L'homme l'entraîne, pousse de sa main le verre vers la bouche en racontant des
grivoiseries. Il capture une proie facile. La jeune fille l'écoute ; elle
terminera dans son lit. Sans doute est-elle ravissante lorsqu'elle ne boit pas,
prude peut-être, bien élevée, chaste et conforme à l'image de la jeune
bourgeoise néerlandaise au XVIIe siècle. Mais elle s'est laissé
tenter : elle n'a pas obéi au vitrail de la fenêtre, qui lui recommande la
tempérance.
Voici donc un tableau moral, que
l'on pourrait imaginer destiné à l'éducation des jeunes filles. Vermeer
n'invente rien : il reprend un thème populaire à la mode - les scènes de
beuverie et de bordel - et l'édulcore selon les goûts de la bonne société
d'alors. On montre pour mieux dénoncer. "Cachez ce verre...
", semble dire la sévérité du regard
du personnage peint sur le tableau du fond.

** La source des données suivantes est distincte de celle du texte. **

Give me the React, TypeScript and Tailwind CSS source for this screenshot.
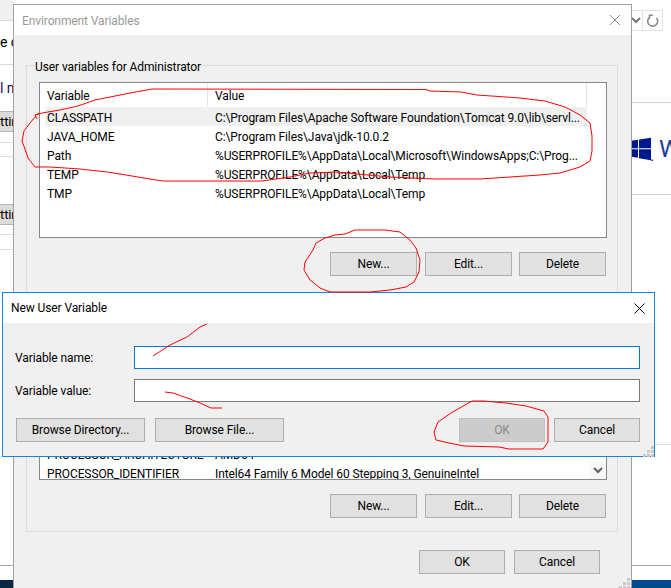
import type { ReactNode } from 'react';

const userVars = [
  ['CLASSPATH', 'C:\\Program Files\\Apache Software Foundation\\Tomcat 9.0\\lib\\servl...'],
  ['JAVA_HOME', 'C:\\Program Files\\Java\\jdk-10.0.2'],
  ['Path', '%USERPROFILE%\\AppData\\Local\\Microsoft\\WindowsApps;C:\\Prog...'],
  ['TEMP', '%USERPROFILE%\\AppData\\Local\\Temp'],
  ['TMP', '%USERPROFILE%\\AppData\\Local\\Temp'],
];

const systemVars = [
  ['PROCESSOR_ARCHITECTURE', 'AMD64'],
  ['PROCESSOR_IDENTIFIER', 'Intel64 Family 6 Model 60 Stepping 3, GenuineIntel'],
];

function Button({ children, className = '', disabled = false }: { children: ReactNode; className?: string; disabled?: boolean }) {
  return (
    <button
      disabled={disabled}
      className={`h-6 shrink-0 border flex items-center justify-center ${disabled ? 'bg-[#cccccc] border-[#bfbfbf] text-[#8a8a8a]' : 'bg-[#e1e1e1] border-[#adadad] text-black'} ${className}`}
    >
      {children}
    </button>
  );
}

function VarRow({ name, value, selected = false }: { name: string; value: string; selected?: boolean }) {
  return (
    <div className={`flex h-[19px] w-[542px] ml-[5px] pt-[2px] items-center whitespace-nowrap ${selected ? 'bg-[#f0f0f0]' : ''}`}>
      <div className="w-[170px] pl-[2px] shrink-0">{name}</div>
      <div>{value}</div>
    </div>
  );
}

function Grip({ className }: { className: string }) {
  return (
    <svg className={`absolute ${className}`} width="11" height="11" viewBox="0 0 11 11" fill="#c9c9c9">
      <rect x="8" y="0" width="3" height="3" />
      <rect x="4" y="4" width="3" height="3" />
      <rect x="8" y="4" width="3" height="3" />
      <rect x="0" y="8" width="3" height="3" />
      <rect x="4" y="8" width="3" height="3" />
      <rect x="8" y="8" width="3" height="3" />
    </svg>
  );
}

function LeftStrip() {
  return (
    <div className="w-[14px] h-[588px] overflow-hidden flex flex-col text-[14px] text-black">
      <div className="h-[21px] bg-[#f0f0f0] border-b border-[#d9d9d9]" />
      <div className="h-[44px] border-b border-[#d9d9d9] whitespace-nowrap flex items-center">e c</div>
      <div className="h-[46px] whitespace-nowrap flex items-center text-[#10105a]">l m</div>
      <div className="h-[21px] bg-[#dcdcdc] border-y border-[#b5b5b5] whitespace-nowrap flex items-center text-[13px]">ttin</div>
      <div className="h-[11px] border-b border-[#dddddd]" />
      <div className="h-[14px] border-b border-[#dddddd]" />
      <div className="h-[47px]" />
      <div className="h-[21px] bg-[#dcdcdc] border-y border-[#b5b5b5] whitespace-nowrap flex items-center text-[13px]">ttin</div>
      <div className="h-[10px] border-b border-[#dddddd]" />
      <div className="h-[15px] border-b border-[#dddddd]" />
      <div className="h-[316px] border-b border-[#aaaaaa]" />
      <div className="h-[14px]" />
      <div className="h-[8px] bg-[#0b2744]" />
    </div>
  );
}

function RightStrip() {
  return (
    <div className="w-[40px] h-[588px] overflow-hidden flex flex-col">
      <div className="h-[10px]" />
      <div className="h-[21px] flex border border-[#e3e3e3] w-[36px] ml-[-4px]">
        <div className="w-[15px] border-r border-[#e3e3e3] flex items-center justify-end pr-[1px]">
          <svg width="10" height="7" viewBox="0 0 10 7" fill="none" stroke="#777777" strokeWidth="2">
            <path d="M1 1l4 4 4-4" />
          </svg>
        </div>
        <div className="flex-1 flex items-center justify-center">
          <svg width="12" height="13" viewBox="0 0 12 13" fill="none" stroke="#8a8a8a" strokeWidth="1.6">
            <path d="M3 3a5 5 0 1 0 6.5 1M6 1.2h-3.5v3.5" />
          </svg>
        </div>
      </div>
      <div className="h-[72px] border-b border-[#d2d2d2]" />
      <div className="h-[92px] border-b border-[#d2d2d2] flex items-center">
        <svg className="-ml-[1px] shrink-0" width="23" height="24" viewBox="0 0 23 24" fill="#00188f">
          <path d="M0 4l8-1.2v8.4H0zM9 2.6l12-1.9v10.5H9zM0 12.2h8v8.5l-8-1.2zM9 12.2h12v11l-12-1.9z" />
          <rect x="21.5" y="22.5" width="1.5" height="1.5" />
        </svg>
        <span className="ml-[6px] text-[24px] leading-none text-[#1e3a9c] whitespace-nowrap">Wi</span>
      </div>
      <div className="h-[250px] border-b border-[#dddddd]" />
      <div className="h-[121px] border-b border-[#aaaaaa]" />
      <div className="h-[14px]" />
      <div className="h-[8px] bg-[#004a8f]" />
    </div>
  );
}

function EnvWindow() {
  return (
    <div className="absolute left-[13px] top-[4px] w-[619px] h-[590px] border border-[#a0a0a0] bg-[#f0f0f0] flex flex-col">
      <div className="h-[30px] shrink-0 bg-white flex items-center justify-between pl-[8px] pr-[10px] text-[#999999]">
        <span className="pt-[1px]">Environment Variables</span>
        <svg width="12" height="12" viewBox="0 0 12 12" stroke="#8a8a8a" strokeWidth="1">
          <path d="M1 1l10 10M11 1L1 11" />
        </svg>
      </div>

      <div className="relative ml-[12px] mt-[30px] w-[592px] h-[467px] shrink-0 border border-[#dcdcdc] pl-[12px] pt-[16px]">
        <div className="absolute left-[7px] -top-[8px] h-[17px] pt-[1px] leading-[16px] px-[1px] bg-[#f0f0f0] whitespace-nowrap">
          User variables for Administrator
        </div>

        <div className="w-[568px] h-[156px] border border-[#828790] bg-white overflow-hidden">
          <div className="flex h-[24px] w-[547px] items-center border-r border-[#e5e5e5]">
            <div className="w-[168px] h-full border-r border-[#e5e5e5] pl-[7px] pt-[2px] flex items-center shrink-0">Variable</div>
            <div className="pl-[7px] pt-[2px]">Value</div>
          </div>
          <div className="flex flex-col">
            {userVars.map(([name, value], i) => (
              <VarRow key={name} name={name} value={value} selected={i === 0} />
            ))}
          </div>
        </div>

        <div className="flex w-[567px] justify-end mt-[14px]">
          <Button className="w-[87px]">New...</Button>
          <Button className="w-[87px] ml-[8px]">Edit...</Button>
          <Button className="w-[87px] ml-[7px]">Delete</Button>
        </div>

        <div className="relative w-[568px] h-[180px] mt-[24px] border border-[#828790] bg-white overflow-hidden pt-[143px]">
          {systemVars.map(([name, value]) => (
            <VarRow key={name} name={name} value={value} />
          ))}
          <div className="absolute right-0 bottom-0 w-[17px] h-[17px] bg-[#f8f8f8] flex items-center justify-center">
            <svg width="10" height="7" viewBox="0 0 10 7" fill="none" stroke="#606060" strokeWidth="2">
              <path d="M1 1l4 4 4-4" />
            </svg>
          </div>
        </div>

        <div className="flex w-[567px] justify-end mt-[14px]">
          <Button className="w-[87px]">New...</Button>
          <Button className="w-[87px] ml-[8px]">Edit...</Button>
          <Button className="w-[87px] ml-[7px]">Delete</Button>
        </div>
      </div>

      <div className="flex justify-end mt-[18px] w-[586px]">
        <Button className="w-[86px]">OK</Button>
        <Button className="w-[86px] ml-[9px]">Cancel</Button>
      </div>
      <Grip className="left-[605px] top-[573px]" />
    </div>
  );
}

function NewVarDialog() {
  return (
    <div className="absolute left-[2px] top-[292px] w-[653px] h-[165px] border border-[#1883d7] bg-[#f0f0f0] flex flex-col">
      <div className="h-[30px] shrink-0 bg-white flex items-center justify-between pl-[8px] pr-[9px]">
        <span>New User Variable</span>
        <svg width="11" height="11" viewBox="0 0 11 11" stroke="#000000" strokeWidth="1">
          <path d="M0.5 0.5l10 10M10.5 0.5l-10 10" />
        </svg>
      </div>

      <div className="flex flex-col pl-[12px] pr-[14px] pt-[23px]">
        <label className="flex items-center h-[23px]">
          <span className="w-[119px] shrink-0">Variable name:</span>
          <input readOnly className="flex-1 h-full border border-[#0078d7] bg-white outline-none" />
        </label>
        <label className="flex items-center h-[23px] mt-[10px]">
          <span className="w-[119px] shrink-0">Variable value:</span>
          <input readOnly className="flex-1 h-full border border-[#7a7a7a] bg-white outline-none" />
        </label>
        <div className="flex mt-[16px] ml-[1px]">
          <Button className="w-[129px]">Browse Directory...</Button>
          <Button className="w-[129px] ml-[10px]">Browse File...</Button>
          <Button className="w-[86px] ml-auto" disabled>OK</Button>
          <Button className="w-[86px] ml-[9px]">Cancel</Button>
        </div>
      </div>
      <Grip className="left-[640px] top-[153px]" />
    </div>
  );
}

// red pen marks drawn over the screenshot
function Scribbles() {
  return (
    <svg className="absolute inset-0 pointer-events-none" width="671" height="588" viewBox="0 0 671 588" fill="none" stroke="#ff0000" strokeWidth="1">
      <path d="M35 115l7-2 18-3 18-4 17-6 15-3 20-4 22-4h8l266 0.5 4 1.5 31 1 16 3 43 3 25 3 20 6 15 8 10 8 2 13v15l-2 10-10 6-20 6-20 2-60 4h-45l-25-1-20-1-54-5-26 1-20 4-28 4h-99l-13-2-30-5-13-2-27-3-30-2h-15l-7-9-3-9-3-8 2-10 6-8 6-7" />
      <path d="M35 115l2 4M35 115l5 -2" />
      <path d="M316 243l-3 7-8 12-1 8 6 10 10 8 10 4h40l20-2 16-3 8-5 5-10 1-12-4-12-6-8-10-8-15-2h-30l-10 4-10 1-10 3-9 5" />
      <path d="M153 356l17-11 17-8 13-10 7-3" />
      <path d="M165 392l8 1 17 6 10 4 11 5h11" />
      <path d="M472 401h12l22 2 20 3 18 5 4 6v25l-5 7h-34l-10-2-35-1-15-3-13-3-2-8 4-10 13-9z" />
    </svg>
  );
}

export default function App() {
  return (
    <div className="relative w-[671px] h-[588px] overflow-hidden bg-white text-[12px] tracking-[-0.1px] text-black font-['Roboto',sans-serif] flex justify-between">
      <LeftStrip />
      <RightStrip />
      <EnvWindow />
      <NewVarDialog />
      <Scribbles />
    </div>
  );
}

La pièce est conforme aux scènes de
genre du peintre : carrelage, lumière venant d' une fenêtre à gauche, tableau -
peut-être un portrait de famille , - sur le mur. Un homme courtise et l'autre
rêvasse, les désirs sans doute satisfaits, mais satisfaits par qui ? Ici, le
tableau montre son originalité : le décor, les objets, les vêtements témoignent
d'une vie luxueuse. Nous ne sommes donc pas dans un bordel de Delft, mais dans
la maison d'un bourgeois. Qui est donc ce second personnage attablé et rassasié
? Devant lui s'étale une nature morte d'une grande beauté : un plat d'argent où
se trouvent deux oranges (deux citrons ?), un pichet de faïence et une feuille
de papier. Cette dernière a-t-elle contenu du tabac, comme le pensent certains
spécialistes ? Mais peut-être s’agit-il simplement d’une lettre. L’homme vient
de la lire. Son visage morose indiquerait alors une mauvaise nouvelle. Il
demeure pensif. Pourquoi est-elle
partie ? Pourquoi a-t-elle décidé de rompre ? Parce qu'elle fut aussi une proie
facile ? On peut aussi imaginer qu'il ne boit pas, qu'il ne courtise pas, qu'il
s'ennuie. La femme est laide parce qu'elle est ivre. La sienne, pense-t-il,
était belle et sobre et - il le croyait jusque là - fidèle. Entre sa tristesse
et le sourire mielleux de son compagnon, il y a la fenêtre, sur laquelle est
inscrit le symbole de la tempérance.